===== INFORMATION SHOWN =====

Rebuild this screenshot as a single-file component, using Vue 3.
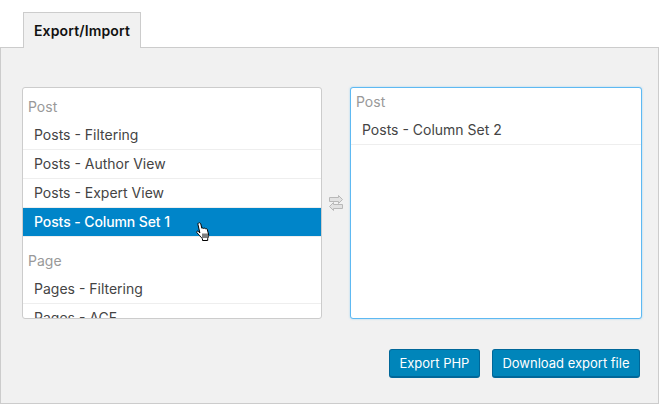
<script setup>
const left = [
  { title: 'Post', items: ['Posts - Filtering', 'Posts - Author View', 'Posts - Expert View', 'Posts - Column Set 1'] },
  { title: 'Page', items: ['Pages - Filtering', 'Pages - ACF'] },
]
const selected = 'Posts - Column Set 1'
</script>

<template>
  <div class="page">
    <div class="tabs"><div class="tab">Export/Import</div></div>
    <div class="panel">
      <div class="columns">
        <div class="list">
          <div v-for="g in left" :key="g.title" class="group">
            <div class="title">{{ g.title }}</div>
            <div
              v-for="i in g.items"
              :key="i"
              class="item"
              :class="{ sel: i === selected }"
            >
              {{ i }}
              <svg v-if="i === selected" class="cursor" width="17" height="20" viewBox="0 0 17 20">
                <path d="M3.500 1c1-.6 2 0 2.300 1l1 4.200c.6-.4 1.400-.3 1.800.2.600-.4 1.400-.3 1.800.3.700-.3 1.400-.1 1.800.5l1.300 4.800c.4 1.800 0 3.300-.8 4.500v2H7.500v-1.800c-1.200-.8-2-1.900-3-3.400L1.700 10.500c-.5-.8.700-1.900 1.600-1.200l1.600 1.700L3 2.700c-.2-.7 0-1.400.5-1.700z" fill="#fff" stroke="#000" stroke-width="1" stroke-linejoin="round"/>
                <path d="M8 11.500v4.500M10 11.500v4.500M12 11.500v4.500" stroke="#000" stroke-width="1" fill="none"/>
              </svg>
            </div>
          </div>
        </div>
        <div class="swap">
          <svg width="14" height="16" viewBox="0 0 14 16">
            <path d="M.5 2.500H9.500V.5L13.500 4.500 9.500 8.500V6.500H.5z" fill="#e2e2e2" stroke="#b8b8b8"/>
            <path d="M13.500 9.500H4.500V7.500L.5 11.500 4.500 15.500V13.500H13.500z" fill="#e2e2e2" stroke="#b8b8b8"/>
          </svg>
        </div>
        <div class="list active">
          <div class="group">
            <div class="title short">Post</div>
            <div class="item">Posts - Column Set 2</div>
          </div>
        </div>
      </div>
      <div class="actions">
        <button class="btn">Export PHP</button>
        <button class="btn">Download export file</button>
      </div>
    </div>
  </div>
</template>

<style>
html, body { margin: 0; background: #fff; }
</style>

<style scoped>
.page {
  width: 659px;
  height: 404px;
  box-sizing: border-box;
  padding-top: 12px;
  overflow: hidden;
  font-family: Inter, "Liberation Sans", sans-serif;
  font-size: 14px;
  color: #444;
}
.tabs {
  display: flex;
  padding-left: 23px;
  height: 36px;
  position: relative;
  z-index: 1;
  margin-bottom: -1px;
}
.tab {
  width: 118px;
  box-sizing: border-box;
  height: 36px;
  background: #f1f1f1;
  border: 1px solid #ccc;
  border-bottom: none;
  display: flex;
  align-items: center;
  justify-content: center;
  font-weight: 600;
  letter-spacing: .15px;
  color: #111;
  padding-bottom: 1px;
}
.panel {
  width: 659px;
  height: 357px;
  box-sizing: border-box;
  background: #f1f1f1;
  border: 1px solid #ccc;
  padding: 39px 16px 0 21px;
}
.columns {
  display: flex;
  height: 232px;
}
.list {
  flex: none;
  width: 300px;
  box-sizing: border-box;
  height: 232px;
  background: #fff;
  border: 1px solid #ccc;
  border-radius: 3px;
  overflow: hidden;
}
.list.active {
  width: 292px;
  border-color: #5eb9f2;
  box-shadow: 0 0 2px rgba(94, 185, 242, .6);
}
.swap {
  flex: none;
  width: 28px;
  display: flex;
  align-items: center;
  justify-content: center;
  padding-right: 1px;
  box-sizing: border-box;
}
.group { margin-bottom: 5px; }
.title {
  padding: 10px 5px 0;
  height: 33px;
  box-sizing: border-box;
  color: #999;
  line-height: 17px;
}
.title.short { height: 28px; padding-top: 5px; }
.item {
  position: relative;
  height: 29px;
  box-sizing: border-box;
  padding: 0 11px;
  line-height: 28px;
  border-bottom: 1px solid #eee;
}
.sel {
  background: #0085c9;
  color: #fff;
  font-weight: 500;
  letter-spacing: -.1px;
  border-bottom-color: #eee;
}
.cursor {
  position: absolute;
  left: 172px;
  top: 14px;
}
.actions {
  display: flex;
  justify-content: flex-end;
  gap: 12px;
  margin-top: 30px;
  margin-right: 2px;
}
.btn {
  height: 29px;
  box-sizing: border-box;
  padding: 0 9.5px;
  background: #0085ba;
  border: 1px solid #006799;
  border-bottom-width: 2px;
  border-radius: 3px;
  color: #fff;
  font: 400 13px Inter, "Liberation Sans", sans-serif;
  white-space: nowrap;
}
</style>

=====

> [EXERCISE REQUIREMENTS] Make an exact reproduction of the listing above, without any pictures.

> [EXERCISE OUTPUT]
Rebuild this screenshot as a single-file component, using Vue 3.
<script setup>
const left = [
  { title: 'Post', items: ['Posts - Filtering', 'Posts - Author View', 'Posts - Expert View', 'Posts - Column Set 1'] },
  { title: 'Page', items: ['Pages - Filtering', 'Pages - ACF'] },
]
const selected = 'Posts - Column Set 1'
</script>

<template>
  <div class="page">
    <div class="tabs"><div class="tab">Export/Import</div></div>
    <div class="panel">
      <div class="columns">
        <div class="list">
          <div v-for="g in left" :key="g.title" class="group">
            <div class="title">{{ g.title }}</div>
            <div
              v-for="i in g.items"
              :key="i"
              class="item"
              :class="{ sel: i === selected }"
            >
              {{ i }}
              <svg v-if="i === selected" class="cursor" width="17" height="20" viewBox="0 0 17 20">
                <path d="M3.500 1c1-.6 2 0 2.300 1l1 4.200c.6-.4 1.400-.3 1.800.2.600-.4 1.400-.3 1.800.3.700-.3 1.400-.1 1.800.5l1.300 4.800c.4 1.800 0 3.300-.8 4.500v2H7.500v-1.800c-1.200-.8-2-1.900-3-3.400L1.700 10.500c-.5-.8.700-1.900 1.600-1.200l1.600 1.700L3 2.700c-.2-.7 0-1.400.5-1.700z" fill="#fff" stroke="#000" stroke-width="1" stroke-linejoin="round"/>
                <path d="M8 11.500v4.500M10 11.500v4.500M12 11.500v4.500" stroke="#000" stroke-width="1" fill="none"/>
              </svg>
            </div>
          </div>
        </div>
        <div class="swap">
          <svg width="14" height="16" viewBox="0 0 14 16">
            <path d="M.5 2.500H9.500V.5L13.500 4.500 9.500 8.500V6.500H.5z" fill="#e2e2e2" stroke="#b8b8b8"/>
            <path d="M13.500 9.500H4.500V7.500L.5 11.500 4.500 15.500V13.500H13.500z" fill="#e2e2e2" stroke="#b8b8b8"/>
          </svg>
        </div>
        <div class="list active">
          <div class="group">
            <div class="title short">Post</div>
            <div class="item">Posts - Column Set 2</div>
          </div>
        </div>
      </div>
      <div class="actions">
        <button class="btn">Export PHP</button>
        <button class="btn">Download export file</button>
      </div>
    </div>
  </div>
</template>

<style>
html, body { margin: 0; background: #fff; }
</style>

<style scoped>
.page {
  width: 659px;
  height: 404px;
  box-sizing: border-box;
  padding-top: 12px;
  overflow: hidden;
  font-family: Inter, "Liberation Sans", sans-serif;
  font-size: 14px;
  color: #444;
}
.tabs {
  display: flex;
  padding-left: 23px;
  height: 36px;
  position: relative;
  z-index: 1;
  margin-bottom: -1px;
}
.tab {
  width: 118px;
  box-sizing: border-box;
  height: 36px;
  background: #f1f1f1;
  border: 1px solid #ccc;
  border-bottom: none;
  display: flex;
  align-items: center;
  justify-content: center;
  font-weight: 600;
  letter-spacing: .15px;
  color: #111;
  padding-bottom: 1px;
}
.panel {
  width: 659px;
  height: 357px;
  box-sizing: border-box;
  background: #f1f1f1;
  border: 1px solid #ccc;
  padding: 39px 16px 0 21px;
}
.columns {
  display: flex;
  height: 232px;
}
.list {
  flex: none;
  width: 300px;
  box-sizing: border-box;
  height: 232px;
  background: #fff;
  border: 1px solid #ccc;
  border-radius: 3px;
  overflow: hidden;
}
.list.active {
  width: 292px;
  border-color: #5eb9f2;
  box-shadow: 0 0 2px rgba(94, 185, 242, .6);
}
.swap {
  flex: none;
  width: 28px;
  display: flex;
  align-items: center;
  justify-content: center;
  padding-right: 1px;
  box-sizing: border-box;
}
.group { margin-bottom: 5px; }
.title {
  padding: 10px 5px 0;
  height: 33px;
  box-sizing: border-box;
  color: #999;
  line-height: 17px;
}
.title.short { height: 28px; padding-top: 5px; }
.item {
  position: relative;
  height: 29px;
  box-sizing: border-box;
  padding: 0 11px;
  line-height: 28px;
  border-bottom: 1px solid #eee;
}
.sel {
  background: #0085c9;
  color: #fff;
  font-weight: 500;
  letter-spacing: -.1px;
  border-bottom-color: #eee;
}
.cursor {
  position: absolute;
  left: 172px;
  top: 14px;
}
.actions {
  display: flex;
  justify-content: flex-end;
  gap: 12px;
  margin-top: 30px;
  margin-right: 2px;
}
.btn {
  height: 29px;
  box-sizing: border-box;
  padding: 0 9.5px;
  background: #0085ba;
  border: 1px solid #006799;
  border-bottom-width: 2px;
  border-radius: 3px;
  color: #fff;
  font: 400 13px Inter, "Liberation Sans", sans-serif;
  white-space: nowrap;
}
</style>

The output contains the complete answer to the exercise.